I finished installing all the woodwork over the weekend too which consisted of 10" deep skirting throughout the room plus architrave(sp?) around all windows and doors and a new door hung for the new wash area which I finished tiling a couple of weeks ago - oh, and plumbed in the new toilet and wash basin. :roll:

Those bits went fine :wink:

Graham


----------



## ronin (Sep 6, 2003)

did you unibond the wall first Graham? may have been why it didnt take when you threw it :wink:


----------



## John-H (Jul 13, 2005)

Your toilet went fine then Graham? Was it a Saniflow?: http://www.diyfaq.org.uk/humour.html#saniflo


----------



## Love_iTT (Aug 18, 2002)

John-H said:


> Your toilet went fine then Graham? Was it a Saniflow?: http://www.diyfaq.org.uk/humour.html#saniflo


No! :lol: :lol:

The 'foam' article was a cracker - I can picture the expression on the wifes face now :lol:

Graham


----------



## Love_iTT (Aug 18, 2002)

ronin said:


> did you unibond the wall first Graham? may have been why it didnt take when you threw it :wink:


Unibonded and all joints filled and taped - it was down to the mix I'm sure of that now.

Graham


----------



## jdn (Aug 26, 2002)

It is in art form. A new trowel is not so good - they are much better when worn in and the edge is keen - plasterers guard theirs very carefully. You also need to 'polish' the surface when nearly set to get the final finish, slightly wet and the trowel is said to 'sing' as it goes over the surface removing the moisture and fine fil the plaster 'sweats' as it sets.

Very satisfying when it works, PITA when it doesn't.


----------



## John-H (Jul 13, 2005)

jdn said:


> It is in art form. A new trowel is not so good - they are much better when worn in and the edge is keen - plasterers guard theirs very carefully. You also need to 'polish' the surface when nearly set to get the final finish, slightly wet and the trowel is said to 'sing' as it goes over the surface removing the moisture and fine fil the plaster 'sweats' as it sets.
> 
> Very satisfying when it works, PITA when it doesn't.


Ooh that sounds fine  . Do you know anything about peeing into the plaster mix to make it last longer?


----------



## jdn (Aug 26, 2002)

Don't quote me but I think urine / urea retard setting of lime plasters and not gypsum based plasters.

Might make an interesting experiment though.


----------



## John-H (Jul 13, 2005)

It was about thirty years ago and the plaster was pink I think but I may be wrong.
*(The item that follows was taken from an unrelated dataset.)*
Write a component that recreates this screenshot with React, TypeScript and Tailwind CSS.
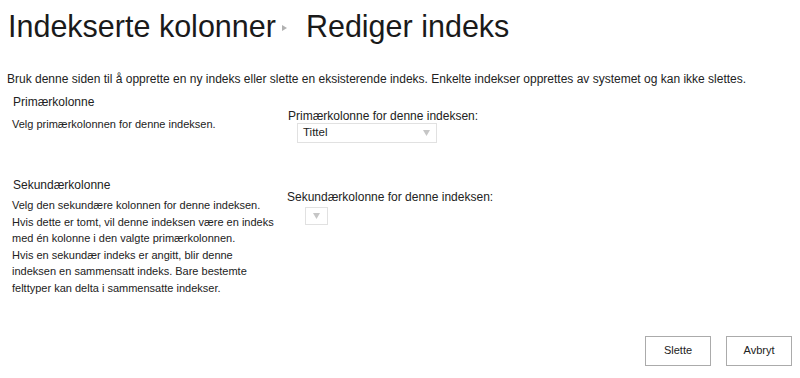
import React from 'react';

const font = { fontFamily: '"Liberation Sans", Arial, sans-serif' };

const SelectArrow = () => (
    <svg width="7" height="6" viewBox="0 0 7 6" className="shrink-0">
        <path d="M0 0 L7 0 L3.5 6 Z" fill="#c6c6c6" />
    </svg>
);

export default function App() {
    return (
        <div className="w-[800px] h-[378px] bg-white text-[#222] overflow-hidden" style={font}>
            {/* Page title */}
            <div className="flex items-center pl-[8px] pt-[8px] h-[44px] whitespace-nowrap">
                <span className="text-[30.5px] leading-none text-[#1a1a1a]">Indekserte kolonner</span>
                <svg width="5" height="6" viewBox="0 0 5 6" className="ml-[6px] mr-[19px] mt-[3px]">
                    <path d="M0 0 L5 3 L0 6 Z" fill="#b1b1b1" />
                </svg>
                <span className="text-[30.5px] leading-none text-[#1a1a1a]">Rediger indeks</span>
            </div>

            <p className="pl-[7px] mt-[27px] text-[12px] leading-[16px] whitespace-nowrap">
                Bruk denne siden til å opprette en ny indeks eller slette en eksisterende indeks. Enkelte indekser opprettes av systemet og kan ikke slettes.
            </p>

            {/* Primary column */}
            <div className="flex mt-[7px]">
                <div className="w-[280px] pl-[12px] shrink-0">
                    <div className="text-[12px] leading-[16px] pl-[1px]">Primærkolonne</div>
                    <div className="text-[11px] leading-[16px] mt-[6px]">Velg primærkolonnen for denne indeksen.</div>
                </div>
                <div className="pl-[8px] pt-[15px]">
                    <div className="text-[12px] leading-[14px] whitespace-nowrap">Primærkolonne for denne indeksen:</div>
                    <div className="ml-[9px] w-[140px] h-[20px] border border-[#e1e1e1] flex items-center justify-between pl-[5px] pr-[6px]">
                        <span className="text-[11.5px]">Tittel</span>
                        <SelectArrow />
                    </div>
                </div>
            </div>

            {/* Secondary column */}
            <div className="flex mt-[34px]">
                <div className="w-[280px] pl-[12px] shrink-0">
                    <div className="text-[12px] leading-[16px] pl-[1px]">Sekundærkolonne</div>
                    <div className="text-[11px] leading-[16.6px] mt-[4px] whitespace-nowrap">
                        Velg den sekundære kolonnen for denne indeksen.
                        <br />
                        Hvis dette er tomt, vil denne indeksen være en indeks
                        <br />
                        med én kolonne i den valgte primærkolonnen.
                        <br />
                        Hvis en sekundær indeks er angitt, blir denne
                        <br />
                        indeksen en sammensatt indeks. Bare bestemte
                        <br />
                        felttyper kan delta i sammensatte indekser.
                    </div>
                </div>
                <div className="pl-[7px] pt-[12px]">
                    <div className="text-[12px] leading-[16px] whitespace-nowrap">Sekundærkolonne for denne indeksen:</div>
                    <div className="ml-[18px] mt-[2px] w-[23px] h-[18px] border border-[#e1e1e1] flex items-center justify-center">
                        <SelectArrow />
                    </div>
                </div>
            </div>

            {/* Buttons */}
            <div className="flex justify-end gap-[15px] pr-[8px] mt-[39px]">
                <button className="w-[66px] h-[30px] border border-[#ababab] bg-white text-[11px]">Slette</button>
                <button className="w-[66px] h-[30px] border border-[#ababab] bg-white text-[11px]">Avbryt</button>
            </div>
        </div>
    );
}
I remember being amazed at the speed of the plasterer doing a huge radius cove in single perfect sweeps with not a line left behind and as smooth as a baby's.


----------



## garyc (May 7, 2002)

NaughTTy said:


> garyc said:
> 
> 
> > As for painting new plaster.......
> ...


Oh i was aware of all the tricks (pva+water wash, 50.50 water cheap contract paint etc) it was just the sheer amount to do that was daunting for me.

5 beds
2 recept
kitchen
2 bathrooms
2 hallways
3 stairways

...every wall new plaster , every ceiling new plaster , plus all victorian cornices, picture rails, skirtings, arcitraves etc.

..so I got in the pros. Only just paid bill for halls/stairs/bannisters/wood work - took two men 25 man-days.  At Â£80 per man day, I could not have done it in my spare time. they used cheap contract for wash and ceiling bases, then various Farrow and Ball to our choices, to finish. Looks stunning - no way I could get that finish in that time.
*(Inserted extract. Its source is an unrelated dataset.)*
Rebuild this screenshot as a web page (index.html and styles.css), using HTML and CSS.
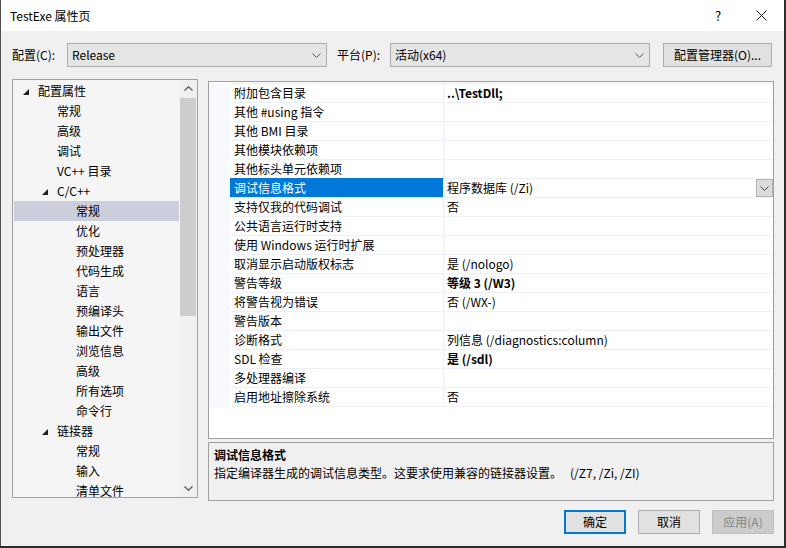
FILE: index.html
```html
<!DOCTYPE html>
<html lang="zh-CN">
<head>
<meta charset="utf-8">
<title>TestExe 属性页</title>
<link rel="stylesheet" href="styles.css">
</head>
<body>
<div class="window">
  <div class="titlebar">
    <span class="title">TestExe 属性页</span>
    <span class="help">?</span>
    <span class="close"><svg width="11" height="11" viewBox="0 0 11 11"><path d="M0.5 0.5 L10.5 10.5 M10.5 0.5 L0.5 10.5" stroke="#111" stroke-width="1" fill="none"/></svg></span>
  </div>
  <div class="dialog">
    <div class="toolbar">
      <span class="label lbl-config">配置(C):</span>
      <div class="combo"><span>Release</span><svg class="chev" width="9" height="5" viewBox="0 0 9 5"><path d="M0.5 0.5 L4.5 4.5 L8.5 0.5" stroke="#555" fill="none"/></svg></div>
      <span class="label lbl-platform">平台(P):</span>
      <div class="combo"><span>活动(x64)</span><svg class="chev" width="9" height="5" viewBox="0 0 9 5"><path d="M0.5 0.5 L4.5 4.5 L8.5 0.5" stroke="#555" fill="none"/></svg></div>
      <button class="btn btn-manager">配置管理器(O)...</button>
    </div>
    <div class="main">
      <div class="tree">
        <div class="tree-list">
          <div class="node l1"><span class="tri"></span>配置属性</div>
          <div class="node l2">常规</div>
          <div class="node l2">高级</div>
          <div class="node l2">调试</div>
          <div class="node l2">VC++ 目录</div>
          <div class="node l2"><span class="tri"></span>C/C++</div>
          <div class="node l3 selected">常规</div>
          <div class="node l3">优化</div>
          <div class="node l3">预处理器</div>
          <div class="node l3">代码生成</div>
          <div class="node l3">语言</div>
          <div class="node l3">预编译头</div>
          <div class="node l3">输出文件</div>
          <div class="node l3">浏览信息</div>
          <div class="node l3">高级</div>
          <div class="node l3">所有选项</div>
          <div class="node l3">命令行</div>
          <div class="node l2"><span class="tri"></span>链接器</div>
          <div class="node l3">常规</div>
          <div class="node l3">输入</div>
          <div class="node l3">清单文件</div>
        </div>
        <div class="vscroll">
          <div class="arrow"><svg width="9" height="5" viewBox="0 0 9 5"><path d="M0.5 4.5 L4.5 0.8 L8.5 4.5" stroke="#606060" stroke-width="1.4" fill="none"/></svg></div>
          <div class="track"><div class="thumb"></div></div>
          <div class="arrow"><svg width="9" height="5" viewBox="0 0 9 5"><path d="M0.5 0.5 L4.5 4.2 L8.5 0.5" stroke="#606060" stroke-width="1.4" fill="none"/></svg></div>
        </div>
      </div>
      <div class="right">
        <div class="grid">
          <div class="row"><div class="margin"></div><div class="name">附加包含目录</div><div class="value bold">..\TestDll;</div></div>
          <div class="row"><div class="margin"></div><div class="name">其他 #using 指令</div><div class="value"></div></div>
          <div class="row"><div class="margin"></div><div class="name">其他 BMI 目录</div><div class="value"></div></div>
          <div class="row"><div class="margin"></div><div class="name">其他模块依赖项</div><div class="value"></div></div>
          <div class="row"><div class="margin"></div><div class="name">其他标头单元依赖项</div><div class="value"></div></div>
          <div class="row sel"><div class="margin"></div><div class="name">调试信息格式</div><div class="value">程序数据库 (/Zi)<span class="dd"><svg width="9" height="5" viewBox="0 0 9 5"><path d="M0.5 0.5 L4.5 4.5 L8.5 0.5" stroke="#444" fill="none"/></svg></span></div></div>
          <div class="row"><div class="margin"></div><div class="name">支持仅我的代码调试</div><div class="value">否</div></div>
          <div class="row"><div class="margin"></div><div class="name">公共语言运行时支持</div><div class="value"></div></div>
          <div class="row"><div class="margin"></div><div class="name">使用 Windows 运行时扩展</div><div class="value"></div></div>
          <div class="row"><div class="margin"></div><div class="name">取消显示启动版权标志</div><div class="value">是 (/nologo)</div></div>
          <div class="row"><div class="margin"></div><div class="name">警告等级</div><div class="value bold">等级 3 (/W3)</div></div>
          <div class="row"><div class="margin"></div><div class="name">将警告视为错误</div><div class="value">否 (/WX-)</div></div>
          <div class="row"><div class="margin"></div><div class="name">警告版本</div><div class="value"></div></div>
          <div class="row"><div class="margin"></div><div class="name">诊断格式</div><div class="value">列信息 (/diagnostics:column)</div></div>
          <div class="row"><div class="margin"></div><div class="name">SDL 检查</div><div class="value bold">是 (/sdl)</div></div>
          <div class="row"><div class="margin"></div><div class="name">多处理器编译</div><div class="value"></div></div>
          <div class="row last"><div class="margin"></div><div class="name">启用地址擦除系统</div><div class="value">否</div></div>
        </div>
        <div class="desc">
          <div class="desc-title">调试信息格式</div>
          <div class="desc-text">指定编译器生成的调试信息类型。这要求使用兼容的链接器设置。   (/Z7, /Zi, /ZI)</div>
        </div>
      </div>
    </div>
    <div class="footer">
      <button class="btn btn-ok">确定</button>
      <button class="btn">取消</button>
      <button class="btn btn-disabled">应用(A)</button>
    </div>
  </div>
</div>
</body>
</html>
```

FILE: styles.css
```css
html, body {
  margin: 0;
  padding: 0;
  background: #2b2b2b;
}
body {
  font-family: "Noto Sans CJK SC", sans-serif;
  font-size: 12px;
  color: #000;
}
.window {
  width: 783px;
  height: 546px;
  border-left: 1px solid #505050;
  background: #f0f0f0;
  display: flex;
  flex-direction: column;
}
.titlebar {
  height: 31px;
  background: #fff;
  display: flex;
  align-items: center;
  flex-shrink: 0;
}
.title {
  margin-left: 9px;
  flex: 1;
  line-height: 16px;
}
.help {
  width: 10px;
  margin-right: 31px;
  font-size: 13px;
  line-height: 16px;
}
.close {
  width: 11px;
  height: 11px;
  margin-right: 17px;
  display: flex;
}
.dialog {
  flex: 1;
  display: flex;
  flex-direction: column;
}
.toolbar {
  display: flex;
  align-items: center;
  height: 24px;
  margin-top: 12px;
  padding-left: 11px;
}
.label {
  line-height: 16px;
}
.lbl-config {
  width: 55px;
}
.lbl-platform {
  width: 53px;
  margin-left: 10px;
}
.combo {
  width: 249px;
  height: 22px;
  border: 1px solid #adadad;
  background: #e5e5e5;
  display: flex;
  align-items: center;
  justify-content: space-between;
  padding: 0 5px 0 4px;
  box-sizing: content-box;
  line-height: 16px;
}
.chev {
  margin-top: 1px;
}
.btn {
  font-family: inherit;
  font-size: 12px;
  color: #000;
  background: #e1e1e1;
  border: 1px solid #adadad;
  padding: 0;
  height: 24px;
  line-height: 16px;
}
.btn-manager {
  margin-left: 13px;
  width: 109px;
}
.main {
  display: flex;
  margin-top: 12px;
  padding-left: 11px;
  height: 422px;
}
.tree {
  width: 184px;
  height: 417px;
  border: 1px solid #a0a0a0;
  background: #f5f5f5;
  display: flex;
  overflow: hidden;
}
.tree-list {
  flex: 1;
  padding: 1px;
  overflow: hidden;
}
.node {
  height: 20px;
  line-height: 20px;
  position: relative;
  white-space: nowrap;
}
.node.l1 { padding-left: 24px; }
.node.l2 { padding-left: 43px; }
.node.l3 { padding-left: 62px; }
.node.selected {
  background: #cccedb;
}
.tri {
  position: absolute;
  top: 8px;
  width: 0;
  height: 0;
  border-left: 6px solid transparent;
  border-bottom: 6px solid #1e1e1e;
}
.l1 .tri { left: 9px; }
.l2 .tri { left: 28px; }
.vscroll {
  width: 17px;
  background: #f0f0f0;
  display: flex;
  flex-direction: column;
}
.vscroll .arrow {
  height: 17px;
  display: flex;
  align-items: center;
  justify-content: center;
}
.track {
  flex: 1;
  padding: 1px 1px 0 0;
}
.thumb {
  height: 218px;
  background: #cdcdcd;
}
.right {
  margin-left: 10px;
  margin-top: 2px;
  display: flex;
  flex-direction: column;
}
.grid {
  width: 564px;
  height: 356px;
  border: 1px solid #a0a0a0;
  background: #fff;
  padding-top: 1px;
  box-sizing: content-box;
}
.row {
  display: grid;
  grid-template-columns: 21px 214px 1fr;
  height: 19px;
}
.row .margin {
  background: #f7f9fe;
}
.row .name, .row .value {
  border-top: 1px solid #edf0f7;
  height: 18px;
  line-height: 18px;
  white-space: nowrap;
  overflow: hidden;
}
.row.last .name, .row.last .value {
  border-bottom: 1px solid #edf0f7;
}
.row .name {
  padding-left: 4px;
  border-right: 1px solid #edf0f7;
}
.row .value {
  padding-left: 3px;
  position: relative;
}
.row.sel .name {
  background: #0078d7;
  color: #fff;
  border-top-color: #0078d7;
}
.bold {
  font-weight: bold;
}
.dd {
  position: absolute;
  right: 0;
  top: 0;
  width: 15px;
  height: 16px;
  border: 1px solid #b4b4b4;
  background: #dcdcdc;
  display: flex;
  align-items: center;
  justify-content: center;
}
.desc {
  margin-top: 3px;
  border: 1px solid #a0a0a0;
  background: #f0f0f0;
  padding: 3px 5px;
  box-sizing: border-box;
  width: 566px;
  height: 59px;
}
.desc-title {
  font-weight: bold;
  line-height: 18px;
}
.desc-text {
  line-height: 18px;
  white-space: pre;
}
.footer {
  display: flex;
  justify-content: flex-end;
  gap: 12px;
  padding-right: 10px;
  margin-top: 9px;
}
.footer .btn {
  width: 62px;
  height: 24px;
}
.btn-ok {
  border: 2px solid #0078d7;
}
.btn-disabled {
  background: #cccccc;
  border-color: #bfbfbf;
  color: #838383;
}
```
Plus I hate DIY. Life is too short, time is too tight.

Glad Grahams project came good though.


----------



## John-H (Jul 13, 2005)

Yes but whilst your back was turned they will have been peeing in the plaster  :wink:


----------



## Love_iTT (Aug 18, 2002)

Gary, my project is tiny in comparison to what you have had done and there is no way that I would have attempted all that on a DIY basis - I don't think I would have survived. :lol:

I have a completion date in my mind of next Wednesday and it's looking good so far - famous last words. :wink:

Graham


----------



## garyc (May 7, 2002)

Love_iTT said:


> Gary, my project is tiny in comparison to what you have had done and there is no way that I would have attempted all that on a DIY basis - I don't think I would have survived. :lol:
> 
> I have a completion date in my mind of next Wednesday and it's looking good so far - famous last words. :wink:
> 
> Graham


Sure that you will be fine Graham.

...trying to think of the name of builder that Basil employed in Fawlty Towers - to move a door and put up a couple of studs walls.

edit:

:lol: @john. Is pissing in plaster akin to adding lager to batter mixture for pancakes? That extra 'pro' touch?


----------



## Love_iTT (Aug 18, 2002)

garyc said:


> ...trying to think of the name of builder that Basil employed in Fawlty Towers - to move a door and put up a couple of studs walls.


O'Riley (the bad) and Mr Stubs (the good). I watched it the other night, what a corker. :lol: :lol: :lol:

Graham


----------



## John-H (Jul 13, 2005)

Love_iTT said:


> garyc said:
> 
> 
> > ...trying to think of the name of builder that Basil employed in Fawlty Towers - to move a door and put up a couple of studs walls.
> ...


I liked the ending where Basil walks off with determination and the gnome under his arm! :lol:


----------



## garyc (May 7, 2002)

John-H said:


> Love_iTT said:
> 
> 
> > garyc said:
> ...


Watched it last night. Wonderful antidote to the weekend's sporting woes.


----------



## GRANNY (Jun 18, 2002)

My my how your skills have progressed.
If my senile old brain is working at present, i ask myself is this the same person who once asked for info on how to paint a garage floor.  :lol:


----------



## Love_iTT (Aug 18, 2002)

GRANNY said:


> My my how your skills have progressed.
> If my senile old brain is working at present, i ask myself is this the same person who once asked for info on how to paint a garage floor.  :lol:


Mmmm, nearly.

Not 'How to' but with 'What'. i.e. with what type of paint or resin.

That job is done - with special thanks to Jonah - and is still looking good.

I tell you what though Granny, 10/10 for your memory recall. :wink: :lol:

Graham


----------



## GRANNY (Jun 18, 2002)

Ahhhh so i'm not ready for the knackers yard yet then.(for knackers yard ,read, old peoples home) :twisted:


----------



## Love_iTT (Aug 18, 2002)

GRANNY said:


> Ahhhh so i'm not ready for the knackers yard yet then.(for knackers yard ,read, old peoples home) :twisted:


Nah! Well if you are then I certainly am. :wink:

Graham


----------